══ Records shown

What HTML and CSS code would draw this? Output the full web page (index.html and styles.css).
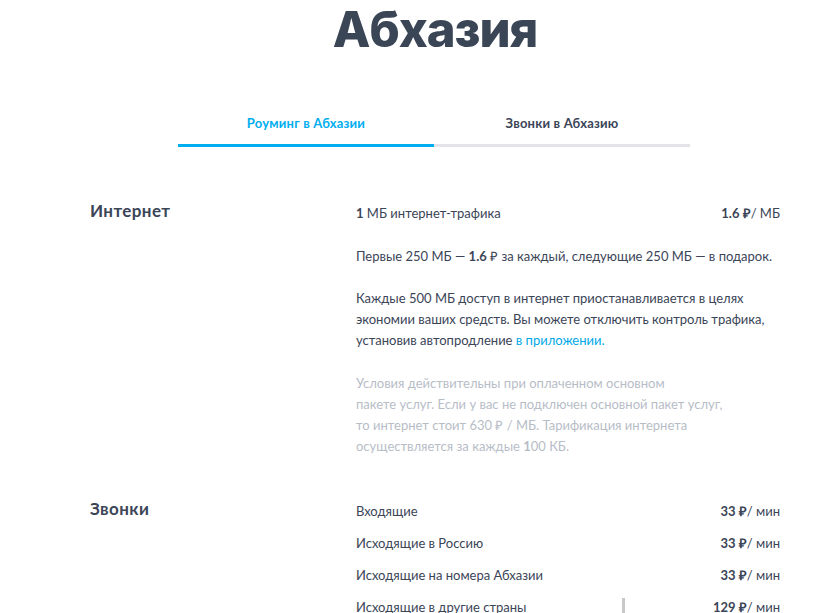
FILE: index.html
```html
<!DOCTYPE html>
<html lang="ru">
<head>
<meta charset="utf-8">
<link rel="stylesheet" href="styles.css">
</head>
<body>
<div class="page">
  <h1 class="title">Абхазия</h1>
  <div class="tabs">
    <div class="tab tab-active">Роуминг в Абхазии</div>
    <div class="tab">Звонки в Абхазию</div>
  </div>
  <section class="block block-internet">
    <h2 class="block-title">Интернет</h2>
    <div class="block-body">
      <div class="row"><span><b class="num">1</b> МБ интернет-трафика</span><span class="price"><b class="num">1.6 ₽</b>/ МБ</span></div>
      <p class="para">Первые 250 МБ — <b class="num">1.6</b> ₽ за каждый, следующие 250 МБ — в подарок.</p>
      <p class="para">Каждые 500 МБ доступ в интернет приостанавливается в целях экономии ваших средств. Вы можете отключить контроль трафика, установив автопродление <a class="link" href="#">в приложении.</a></p>
      <p class="para note">Условия действительны при оплаченном основном<br>пакете услуг. Если у вас не подключен основной пакет услуг,<br>то интернет стоит 630 ₽ / МБ. Тарификация интернета<br>осуществляется за каждые <b class="num">1</b>00 КБ.</p>
    </div>
  </section>
  <section class="block block-calls">
    <h2 class="block-title">Звонки</h2>
    <div class="block-body">
      <div class="row call"><span>Входящие</span><span class="price"><b class="num">33 ₽</b>/ мин</span></div>
      <div class="row call"><span>Исходящие в Россию</span><span class="price"><b class="num">33 ₽</b>/ мин</span></div>
      <div class="row call"><span>Исходящие на номера Абхазии</span><span class="price"><b class="num">33 ₽</b>/ мин</span></div>
      <div class="row call"><span>Исходящие в другие страны</span><span class="price"><b class="num">129 ₽</b>/ мин</span><span class="bar"></span></div>
    </div>
  </section>
</div>
</body>
</html>
```
FILE: styles.css
```css
html, body {
  margin: 0;
  padding: 0;
  background: #fff;
  overflow: hidden;
}
body {
  font-family: "Lato", "Open Sans", sans-serif;
  color: #3b4557;
  width: 826px;
  height: 613px;
}
.page {
  width: 690px;
  margin-left: 90px;
  display: flex;
  flex-direction: column;
}
.title {
  margin: 0;
  font-family: "Inter", sans-serif;
  font-weight: 800;
  font-size: 49px;
  line-height: 60px;
  text-align: center;
  color: #3a4556;
  letter-spacing: -1px;
  height: 60px;
}
.tabs {
  display: flex;
  width: 512px;
  margin: 55px auto 0 auto;
  position: relative;
  left: -1px;
}
.tab {
  flex: 1;
  text-align: center;
  font-size: 13px;
  font-weight: 700;
  letter-spacing: 0.2px;
  line-height: 16px;
  padding-bottom: 13px;
  border-bottom: 3px solid #e3e3e9;
  color: #3b4557;
}
.tab-active {
  color: #00aeef;
  border-bottom-color: #00aeef;
}
.block {
  display: flex;
}
.block-internet {
  margin-top: 53px;
}
.block-calls {
  margin-top: 41px;
}
.block-title {
  margin: 0;
  width: 266px;
  flex: none;
  font-size: 17px;
  font-weight: 700;
  letter-spacing: 0.4px;
  line-height: 22px;
  color: #3b4557;
}
.block-body {
  flex: 1;
  font-size: 13px;
  line-height: 21px;
}
.row {
  display: flex;
  justify-content: space-between;
  position: relative;
  padding-top: 3px;
}
.row.call {
  height: 32px;
  padding-top: 3px;
  box-sizing: border-box;
}
.num {
  font-weight: 700;
}
.price {
  white-space: nowrap;
}
.para {
  margin: 21px 0 0 0;
}
.para:first-of-type {
  margin-top: 22px;
}
.note {
  color: #b7bdc7;
  margin-top: 22px;
}
.link {
  color: #00a8e8;
  text-decoration: none;
}
.bar {
  position: absolute;
  left: 266px;
  top: 4px;
  width: 3px;
  height: 20px;
  background: #c8c8c8;
}
```
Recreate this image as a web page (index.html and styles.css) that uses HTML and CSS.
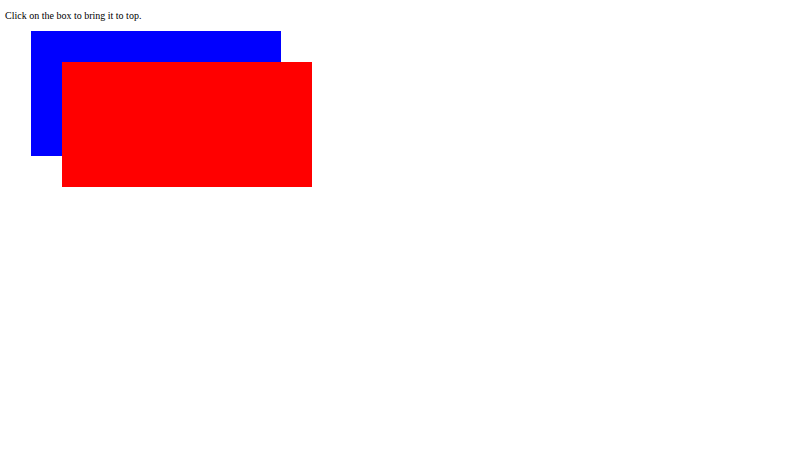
FILE: index.html
```html
<!DOCTYPE html>
<html>
<head>
<meta charset="utf-8">
<link rel="stylesheet" href="styles.css">
</head>
<body>
<p class="hint">Click on the box to bring it to top.</p>
<div class="stage">
  <div class="box box-blue"></div>
  <div class="box box-red"></div>
</div>
</body>
</html>
```
FILE: styles.css
```css
html, body {
  margin: 0;
  padding: 0;
  background: #ffffff;
}
body {
  font-family: "Liberation Serif", "Times New Roman", serif;
  font-size: 10px;
  color: #000000;
}
.hint {
  margin: 0;
  padding: 10px 0 0 5px;
  line-height: 12px;
}
.stage {
  padding-top: 9px;
}
.box {
  display: block;
  width: 250px;
  height: 125px;
}
.box-blue {
  margin-left: 31px;
  background-color: #0000ff;
}
.box-red {
  position: relative;
  margin-left: 62px;
  margin-top: -94px;
  background-color: #ff0000;
}
```
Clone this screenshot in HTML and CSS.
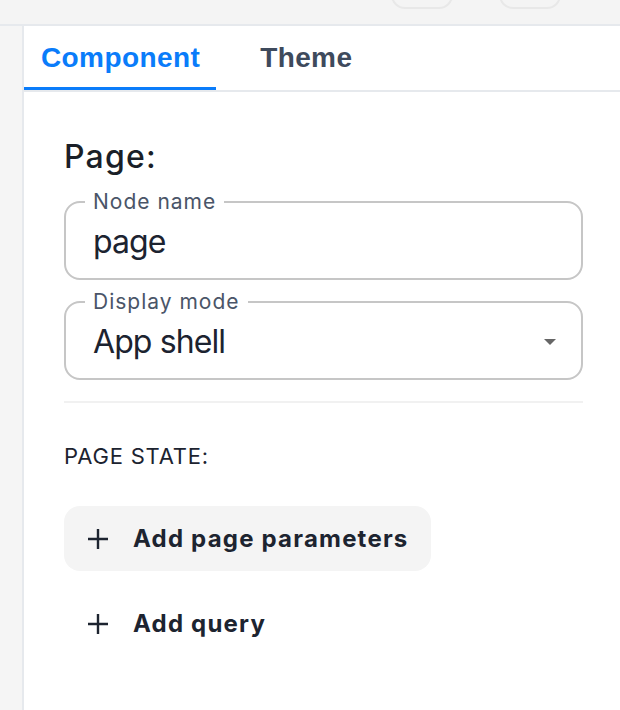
FILE: index.html
```html
<!DOCTYPE html>
<html lang="en">
<head>
    <meta charset="UTF-8">
    <meta name="viewport" content="width=device-width, initial-scale=1.0">
    <title>Page settings</title>
    <link rel="stylesheet" href="styles.css">
</head>
<body>
    <div class="topbar">
        <button class="top-btn"></button>
        <button class="top-btn"></button>
    </div>

    <div class="main">
        <div class="rail"></div>

        <div class="panel">
            <div class="tabs">
                <div class="tab active">Component</div>
                <div class="tab">Theme</div>
            </div>

            <div class="content">
                <h2 class="title">Page:</h2>

                <fieldset class="field">
                    <legend>Node name</legend>
                    <div class="field-value">page</div>
                </fieldset>

                <fieldset class="field">
                    <legend>Display mode</legend>
                    <div class="field-value select">
                        <span>App shell</span>
                        <span class="caret"></span>
                    </div>
                </fieldset>

                <hr class="divider">

                <div class="section-label">PAGE STATE:</div>

                <div class="actions">
                    <button class="action hover">
                        <svg width="22" height="22" viewBox="0 0 22 22"><path d="M11 1v20M1 11h20" stroke="#1d2430" stroke-width="2.4" fill="none"/></svg>
                        <span>Add page parameters</span>
                    </button>
                    <button class="action">
                        <svg width="22" height="22" viewBox="0 0 22 22"><path d="M11 1v20M1 11h20" stroke="#1d2430" stroke-width="2.4" fill="none"/></svg>
                        <span>Add query</span>
                    </button>
                </div>
            </div>
        </div>
    </div>
</body>
</html>
```

FILE: styles.css
```css
body {
    margin: 0;
    font-family: Inter, "Noto Sans", sans-serif;
    color: #1c2330;
    background: #fff;
}

.topbar {
    height: 24px;
    background: #f4f4f4;
    border-bottom: 2px solid #e6e9ed;
    display: flex;
    gap: 46px;
    padding-left: 391px;
}

.top-btn {
    width: 62px;
    height: 30px;
    margin-top: -21px;
    border: 2px solid #e8e8e8;
    border-radius: 14px;
    background: #f4f4f4;
}

.main {
    display: flex;
    min-height: calc(100vh - 26px);
}

.rail {
    width: 22px;
    background: #f5f5f5;
    border-right: 2px solid #e6e9ed;
}

.panel {
    flex: 1;
}

.tabs {
    display: flex;
    gap: 27px;
    border-bottom: 2px solid #e6e9ed;
}

.tab {
    font-family: "Liberation Sans", Arial, sans-serif;
    font-weight: bold;
    font-size: 28px;
    letter-spacing: 0.4px;
    line-height: 32px;
    padding: 16px 16px 13px 17px;
    color: #3e4a5c;
    border-bottom: 3px solid transparent;
}

.tab.active {
    color: #0a7cfa;
    border-bottom-color: #0a7cfa;
}

.content {
    padding: 45px 37px 0 40px;
}

.title {
    margin: 0 0 13px;
    font-size: 32px;
    line-height: 40px;
    font-weight: 500;
    letter-spacing: 1.2px;
    color: #1a1f28;
}

.field {
    margin: 0 0 10px;
    padding: 8px 25px 16px 27px;
    border: 2px solid #c6c6c6;
    border-radius: 16px;
}

.field legend {
    margin-left: -8px;
    padding: 0 8px;
    font-size: 21px;
    line-height: 24px;
    letter-spacing: 1px;
    color: #4a5568;
}

.field-value {
    font-size: 32px;
    line-height: 40px;
    letter-spacing: -0.9px;
    color: #1c2330;
}

.select {
    display: flex;
    align-items: center;
    justify-content: space-between;
}

.caret {
    width: 0;
    height: 0;
    border-left: 6px solid transparent;
    border-right: 6px solid transparent;
    border-top: 6px solid #666;
}

.divider {
    margin: 21px 0 0;
    border: none;
    border-top: 2px solid #f1f1f1;
}

.section-label {
    margin-top: 39px;
    font-size: 22px;
    line-height: 28px;
    letter-spacing: 0.8px;
    color: #1c2330;
}

.actions {
    display: flex;
    flex-direction: column;
    align-items: flex-start;
    gap: 20px;
    margin-top: 36px;
}

.action {
    display: inline-flex;
    align-items: center;
    gap: 24px;
    height: 65px;
    padding: 0 22px 0 23px;
    border: none;
    border-radius: 16px;
    background: transparent;
    font-family: Inter, "Noto Sans", sans-serif;
    font-size: 24px;
    font-weight: 700;
    letter-spacing: 1.2px;
    color: #1d2430;
}

.action.hover {
    background: #f4f4f4;
}
```
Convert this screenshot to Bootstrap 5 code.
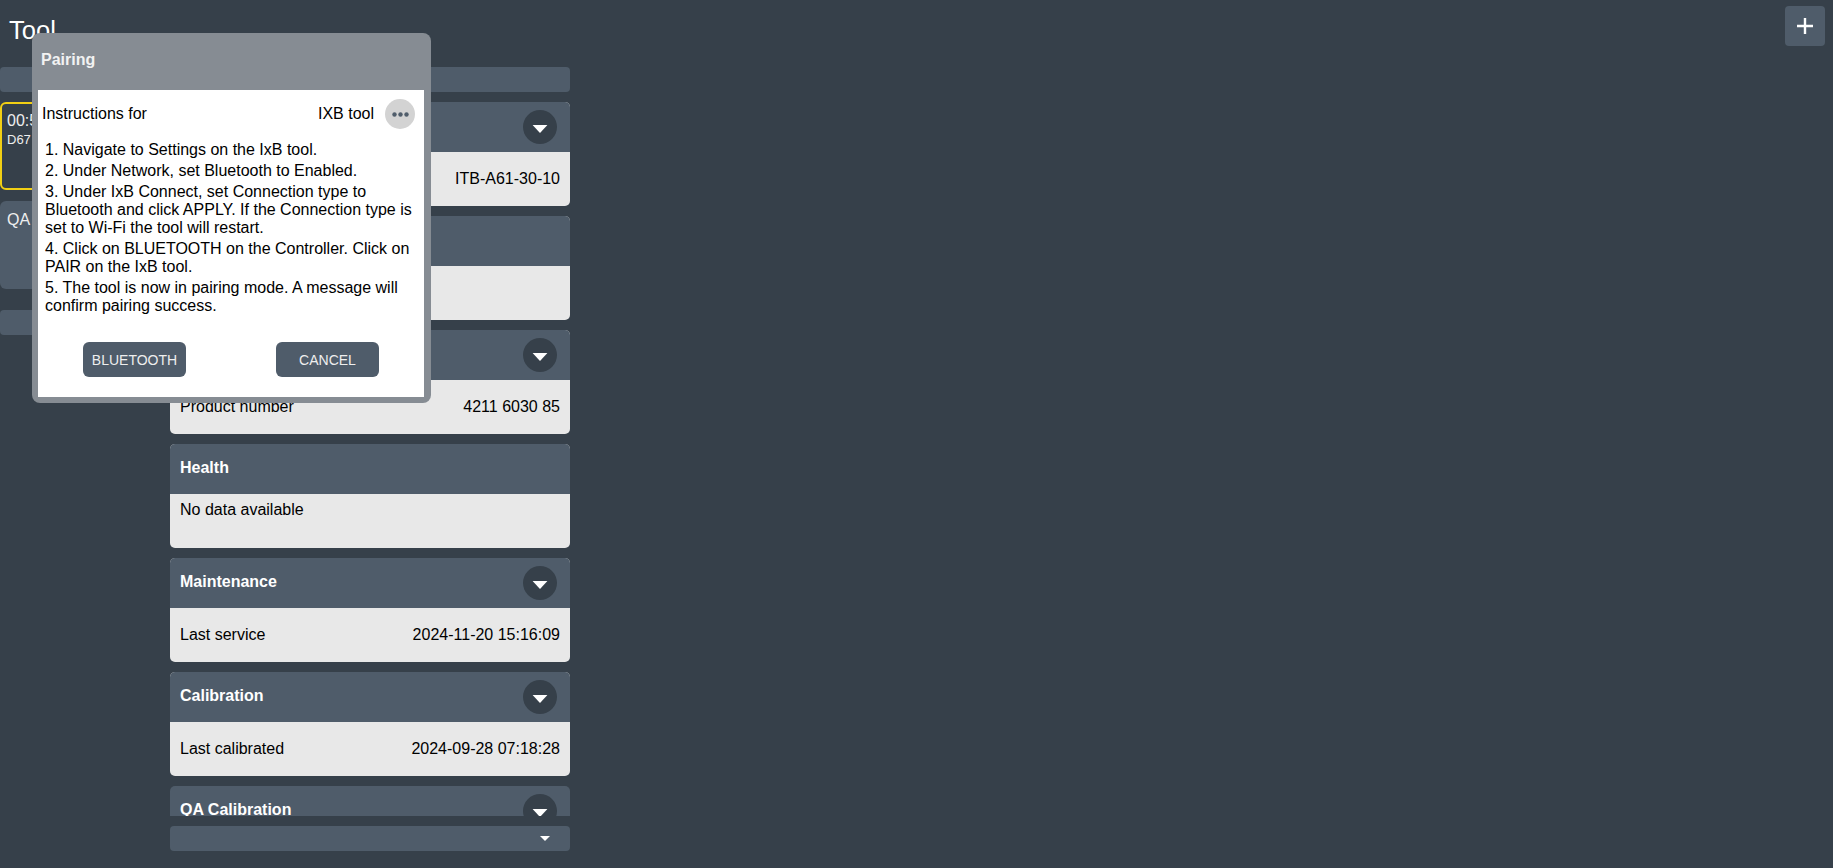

════

Problem. Go through the listing above and locate each line that holds the word "this". Copy those lines.

Result of the exercise.
What HTML and CSS code would draw this? Output the full web page (index.html and styles.css).
Recreate this image as a web page (index.html and styles.css) that uses HTML and CSS.
Clone this screenshot in HTML and CSS.
Convert this screenshot to Bootstrap 5 code.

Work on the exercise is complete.